Rights to Extract Gas
The court addressed Pomposini’s argument that the lease had terminated after the initial twenty-year period, arguing that he was entitled to profits from gas sales thereafter. However, the court noted that the trial court's findings indicated that the well continued to produce gas during the lease term, both before and after 1974, which was crucial to the lessee's ongoing rights. The court clarified that once gas was discovered in paying quantities in 1954, the lessee’s interest vested and continued as long as gas could be produced or operations for gas were being conducted. Therefore, the lessee’s rights did not terminate after the original term, as operations continued uninterrupted since the well's initial production. The court affirmed that Pomposini was entitled to compensation under the lease terms for royalties from gas production, confirming that the lessee's rights had not expired.

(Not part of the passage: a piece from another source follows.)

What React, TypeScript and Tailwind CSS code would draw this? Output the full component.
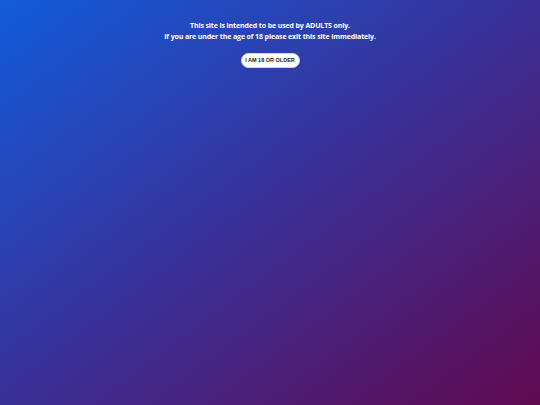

Liability of Corporate Officers
Finally, the court reversed the trial court's imposition of personal liability on the president of T.W. Phillips Oil Gas Company, stating that individuals cannot be held liable for corporate actions when third parties are aware of the corporation's existence. The court cited the principle that those dealing with a corporation, knowing it to be such, cannot enforce individual liability against corporate officers for corporate actions unless specific circumstances warrant "piercing the corporate veil." In this case, the court found no necessity to hold the president personally liable, as there was no evidence that he had participated in the decision to use the well for gas storage. The court maintained that the lessee's misunderstanding of the lease terms was not an act of intentional fraud, further justifying the absence of personal liability for the corporate officers involved. This aspect of the ruling underscored the legal protections typically afforded to corporate entities and their officers in the context of business operations.